Data in this exercise:
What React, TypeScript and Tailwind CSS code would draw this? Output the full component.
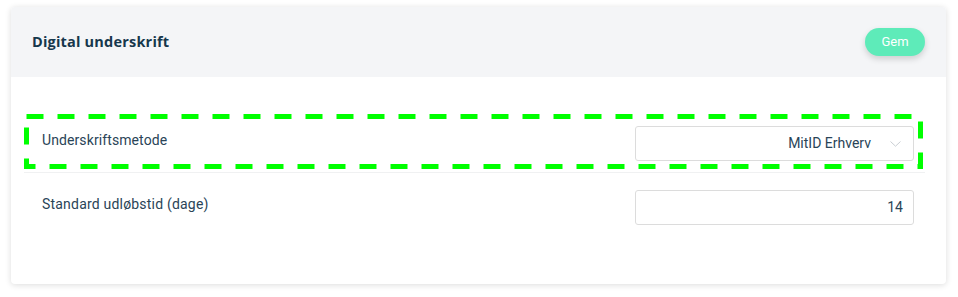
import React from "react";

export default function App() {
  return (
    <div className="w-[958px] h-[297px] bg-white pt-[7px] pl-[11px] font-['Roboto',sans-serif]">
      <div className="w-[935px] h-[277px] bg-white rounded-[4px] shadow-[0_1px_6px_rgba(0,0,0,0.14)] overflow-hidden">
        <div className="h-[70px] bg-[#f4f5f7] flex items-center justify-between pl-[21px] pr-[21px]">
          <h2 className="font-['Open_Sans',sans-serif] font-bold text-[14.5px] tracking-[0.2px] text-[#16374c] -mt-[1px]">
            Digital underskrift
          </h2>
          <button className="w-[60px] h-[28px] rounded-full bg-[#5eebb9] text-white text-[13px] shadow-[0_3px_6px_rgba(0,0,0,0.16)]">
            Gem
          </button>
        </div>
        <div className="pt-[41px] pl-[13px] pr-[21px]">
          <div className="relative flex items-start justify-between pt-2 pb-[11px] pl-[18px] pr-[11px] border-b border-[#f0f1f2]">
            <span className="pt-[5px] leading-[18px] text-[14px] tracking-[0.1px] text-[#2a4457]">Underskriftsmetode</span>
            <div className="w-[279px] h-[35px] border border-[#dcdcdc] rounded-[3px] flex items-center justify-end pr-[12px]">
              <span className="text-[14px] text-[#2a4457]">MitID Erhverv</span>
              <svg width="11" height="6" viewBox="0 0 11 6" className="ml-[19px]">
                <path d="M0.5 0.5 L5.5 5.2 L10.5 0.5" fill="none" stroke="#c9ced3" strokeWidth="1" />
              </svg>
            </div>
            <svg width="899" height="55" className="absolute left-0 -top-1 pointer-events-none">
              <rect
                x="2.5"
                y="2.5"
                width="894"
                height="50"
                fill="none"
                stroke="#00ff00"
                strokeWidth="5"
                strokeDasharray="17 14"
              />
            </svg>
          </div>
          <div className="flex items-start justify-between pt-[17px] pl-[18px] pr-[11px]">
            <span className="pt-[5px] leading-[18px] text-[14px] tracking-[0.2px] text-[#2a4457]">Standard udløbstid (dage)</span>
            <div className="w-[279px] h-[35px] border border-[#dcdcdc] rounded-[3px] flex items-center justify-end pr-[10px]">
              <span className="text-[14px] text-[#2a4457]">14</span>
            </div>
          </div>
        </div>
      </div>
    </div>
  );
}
==
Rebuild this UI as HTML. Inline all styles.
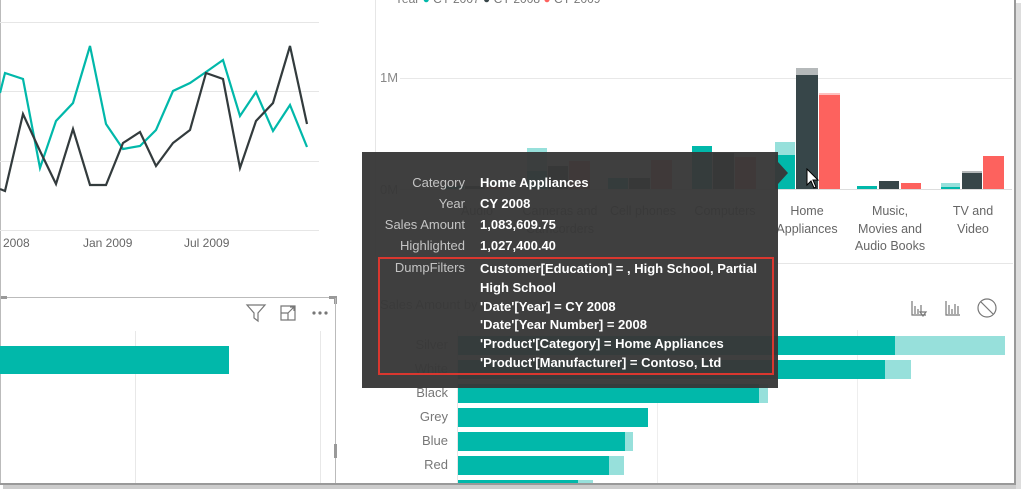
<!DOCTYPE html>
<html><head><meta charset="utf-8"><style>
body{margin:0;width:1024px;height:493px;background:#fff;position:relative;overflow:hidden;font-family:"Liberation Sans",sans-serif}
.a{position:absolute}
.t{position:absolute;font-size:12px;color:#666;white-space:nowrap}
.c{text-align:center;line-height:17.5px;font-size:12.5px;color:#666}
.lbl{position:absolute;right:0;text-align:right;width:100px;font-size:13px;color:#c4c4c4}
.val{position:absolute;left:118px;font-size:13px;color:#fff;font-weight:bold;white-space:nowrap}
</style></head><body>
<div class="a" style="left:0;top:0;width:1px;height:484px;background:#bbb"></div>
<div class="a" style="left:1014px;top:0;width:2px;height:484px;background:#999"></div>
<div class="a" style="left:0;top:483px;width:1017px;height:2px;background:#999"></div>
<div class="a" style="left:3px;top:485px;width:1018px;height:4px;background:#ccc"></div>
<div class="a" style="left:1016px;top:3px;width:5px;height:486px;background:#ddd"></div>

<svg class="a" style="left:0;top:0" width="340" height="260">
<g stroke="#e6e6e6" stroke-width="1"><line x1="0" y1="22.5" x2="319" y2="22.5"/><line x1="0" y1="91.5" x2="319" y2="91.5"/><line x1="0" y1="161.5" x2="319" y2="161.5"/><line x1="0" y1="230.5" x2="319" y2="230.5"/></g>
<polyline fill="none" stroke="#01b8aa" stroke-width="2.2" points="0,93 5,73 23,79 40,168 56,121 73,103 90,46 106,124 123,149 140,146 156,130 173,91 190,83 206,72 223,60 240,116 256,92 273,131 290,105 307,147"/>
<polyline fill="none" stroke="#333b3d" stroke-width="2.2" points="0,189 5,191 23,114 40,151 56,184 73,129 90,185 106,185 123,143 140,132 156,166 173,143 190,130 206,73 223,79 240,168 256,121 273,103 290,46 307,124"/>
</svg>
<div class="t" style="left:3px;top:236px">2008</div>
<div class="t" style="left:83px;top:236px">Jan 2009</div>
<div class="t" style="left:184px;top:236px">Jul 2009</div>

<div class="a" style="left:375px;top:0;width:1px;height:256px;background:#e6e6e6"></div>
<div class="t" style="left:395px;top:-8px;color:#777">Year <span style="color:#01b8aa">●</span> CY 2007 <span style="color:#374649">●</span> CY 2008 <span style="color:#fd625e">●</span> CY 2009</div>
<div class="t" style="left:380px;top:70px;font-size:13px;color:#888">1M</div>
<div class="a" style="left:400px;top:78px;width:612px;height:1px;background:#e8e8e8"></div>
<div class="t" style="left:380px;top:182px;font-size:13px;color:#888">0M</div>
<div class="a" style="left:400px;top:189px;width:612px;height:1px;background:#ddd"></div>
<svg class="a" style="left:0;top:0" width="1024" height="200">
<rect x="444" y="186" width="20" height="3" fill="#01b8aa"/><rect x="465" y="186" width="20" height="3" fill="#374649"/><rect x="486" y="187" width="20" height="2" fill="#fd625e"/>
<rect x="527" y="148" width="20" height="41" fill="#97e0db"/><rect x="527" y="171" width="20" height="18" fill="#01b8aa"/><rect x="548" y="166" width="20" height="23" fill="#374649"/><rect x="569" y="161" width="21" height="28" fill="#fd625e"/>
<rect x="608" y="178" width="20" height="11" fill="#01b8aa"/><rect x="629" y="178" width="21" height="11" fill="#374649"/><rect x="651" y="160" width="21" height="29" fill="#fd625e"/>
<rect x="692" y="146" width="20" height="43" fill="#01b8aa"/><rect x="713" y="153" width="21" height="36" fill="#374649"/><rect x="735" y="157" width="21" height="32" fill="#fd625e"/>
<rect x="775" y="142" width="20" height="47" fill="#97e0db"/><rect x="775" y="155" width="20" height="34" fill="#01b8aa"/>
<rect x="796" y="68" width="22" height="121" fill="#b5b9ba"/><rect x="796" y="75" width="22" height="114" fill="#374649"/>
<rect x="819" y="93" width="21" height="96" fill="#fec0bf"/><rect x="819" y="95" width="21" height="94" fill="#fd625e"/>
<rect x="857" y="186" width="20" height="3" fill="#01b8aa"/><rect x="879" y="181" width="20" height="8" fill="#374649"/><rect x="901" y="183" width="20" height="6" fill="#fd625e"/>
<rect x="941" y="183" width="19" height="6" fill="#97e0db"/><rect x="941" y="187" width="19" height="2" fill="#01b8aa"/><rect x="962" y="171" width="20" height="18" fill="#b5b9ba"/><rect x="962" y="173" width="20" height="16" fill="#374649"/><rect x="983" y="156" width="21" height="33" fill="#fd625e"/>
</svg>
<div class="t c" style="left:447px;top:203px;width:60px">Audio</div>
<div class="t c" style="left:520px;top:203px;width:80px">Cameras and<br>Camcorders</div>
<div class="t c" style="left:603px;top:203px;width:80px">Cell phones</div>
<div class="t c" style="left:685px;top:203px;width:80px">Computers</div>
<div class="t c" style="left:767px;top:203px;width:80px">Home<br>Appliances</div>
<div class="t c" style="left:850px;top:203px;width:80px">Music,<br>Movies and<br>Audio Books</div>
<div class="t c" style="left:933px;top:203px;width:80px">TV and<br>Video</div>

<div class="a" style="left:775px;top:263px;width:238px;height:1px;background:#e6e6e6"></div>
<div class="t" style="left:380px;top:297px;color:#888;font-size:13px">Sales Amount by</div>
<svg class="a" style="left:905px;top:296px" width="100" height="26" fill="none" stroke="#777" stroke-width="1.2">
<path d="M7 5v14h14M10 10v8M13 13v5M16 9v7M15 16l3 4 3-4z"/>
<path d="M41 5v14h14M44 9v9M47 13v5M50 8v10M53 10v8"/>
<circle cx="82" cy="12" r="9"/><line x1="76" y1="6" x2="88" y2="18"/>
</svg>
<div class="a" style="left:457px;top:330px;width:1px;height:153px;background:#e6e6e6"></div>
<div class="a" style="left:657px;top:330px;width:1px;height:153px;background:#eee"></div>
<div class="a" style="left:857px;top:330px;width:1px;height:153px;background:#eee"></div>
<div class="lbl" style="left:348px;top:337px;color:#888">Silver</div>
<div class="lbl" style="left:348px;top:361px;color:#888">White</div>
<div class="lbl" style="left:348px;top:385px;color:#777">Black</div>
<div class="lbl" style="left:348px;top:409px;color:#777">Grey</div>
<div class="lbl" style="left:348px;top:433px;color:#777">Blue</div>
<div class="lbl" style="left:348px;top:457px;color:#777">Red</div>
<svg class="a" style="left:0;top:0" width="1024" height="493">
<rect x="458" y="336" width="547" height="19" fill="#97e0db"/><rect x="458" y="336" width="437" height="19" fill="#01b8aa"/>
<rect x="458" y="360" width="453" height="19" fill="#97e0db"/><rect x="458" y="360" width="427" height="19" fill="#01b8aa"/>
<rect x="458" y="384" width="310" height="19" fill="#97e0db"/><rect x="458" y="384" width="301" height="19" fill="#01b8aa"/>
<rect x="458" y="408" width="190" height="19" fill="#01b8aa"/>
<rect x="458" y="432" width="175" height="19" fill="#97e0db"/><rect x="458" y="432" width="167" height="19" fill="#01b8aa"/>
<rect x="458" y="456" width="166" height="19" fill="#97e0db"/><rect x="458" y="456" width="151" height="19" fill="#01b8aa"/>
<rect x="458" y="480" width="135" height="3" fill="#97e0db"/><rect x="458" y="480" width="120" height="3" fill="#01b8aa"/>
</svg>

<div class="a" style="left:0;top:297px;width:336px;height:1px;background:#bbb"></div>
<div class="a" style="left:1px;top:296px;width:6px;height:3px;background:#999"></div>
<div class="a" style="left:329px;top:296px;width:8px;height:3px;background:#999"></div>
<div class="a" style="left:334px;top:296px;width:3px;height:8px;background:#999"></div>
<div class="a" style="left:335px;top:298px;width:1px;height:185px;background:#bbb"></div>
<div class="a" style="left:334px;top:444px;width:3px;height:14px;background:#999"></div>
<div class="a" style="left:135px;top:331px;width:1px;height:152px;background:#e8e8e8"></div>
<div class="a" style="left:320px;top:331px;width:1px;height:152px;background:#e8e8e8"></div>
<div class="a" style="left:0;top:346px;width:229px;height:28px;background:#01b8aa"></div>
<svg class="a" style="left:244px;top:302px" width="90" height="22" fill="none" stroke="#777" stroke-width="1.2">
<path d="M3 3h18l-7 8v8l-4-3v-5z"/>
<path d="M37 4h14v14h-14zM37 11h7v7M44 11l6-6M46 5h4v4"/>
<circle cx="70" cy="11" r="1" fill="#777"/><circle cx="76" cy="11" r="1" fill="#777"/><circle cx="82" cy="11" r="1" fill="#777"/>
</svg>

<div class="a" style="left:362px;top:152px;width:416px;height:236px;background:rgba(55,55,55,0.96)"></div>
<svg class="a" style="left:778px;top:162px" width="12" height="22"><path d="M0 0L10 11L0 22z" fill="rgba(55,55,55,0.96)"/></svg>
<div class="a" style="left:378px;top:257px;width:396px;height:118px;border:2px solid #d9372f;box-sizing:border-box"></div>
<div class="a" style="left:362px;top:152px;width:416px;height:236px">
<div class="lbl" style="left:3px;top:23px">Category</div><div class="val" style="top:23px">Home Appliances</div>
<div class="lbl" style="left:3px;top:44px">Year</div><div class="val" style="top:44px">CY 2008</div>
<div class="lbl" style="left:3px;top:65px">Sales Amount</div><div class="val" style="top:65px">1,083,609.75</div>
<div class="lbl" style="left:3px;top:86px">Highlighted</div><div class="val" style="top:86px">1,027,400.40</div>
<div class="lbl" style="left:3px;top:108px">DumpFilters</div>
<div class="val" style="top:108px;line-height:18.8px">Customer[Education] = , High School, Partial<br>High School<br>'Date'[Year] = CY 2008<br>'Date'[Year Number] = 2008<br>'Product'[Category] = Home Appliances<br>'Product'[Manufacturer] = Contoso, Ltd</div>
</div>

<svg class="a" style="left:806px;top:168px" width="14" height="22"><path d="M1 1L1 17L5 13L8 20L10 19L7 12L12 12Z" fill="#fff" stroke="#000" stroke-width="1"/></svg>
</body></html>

Exercise objective: Set down, word for word, the lines from the one holding "What React, TypeScript" through the one holding "import React from". Skip the pictures.

Full output:
What React, TypeScript and Tailwind CSS code would draw this? Output the full component.
import React from "react";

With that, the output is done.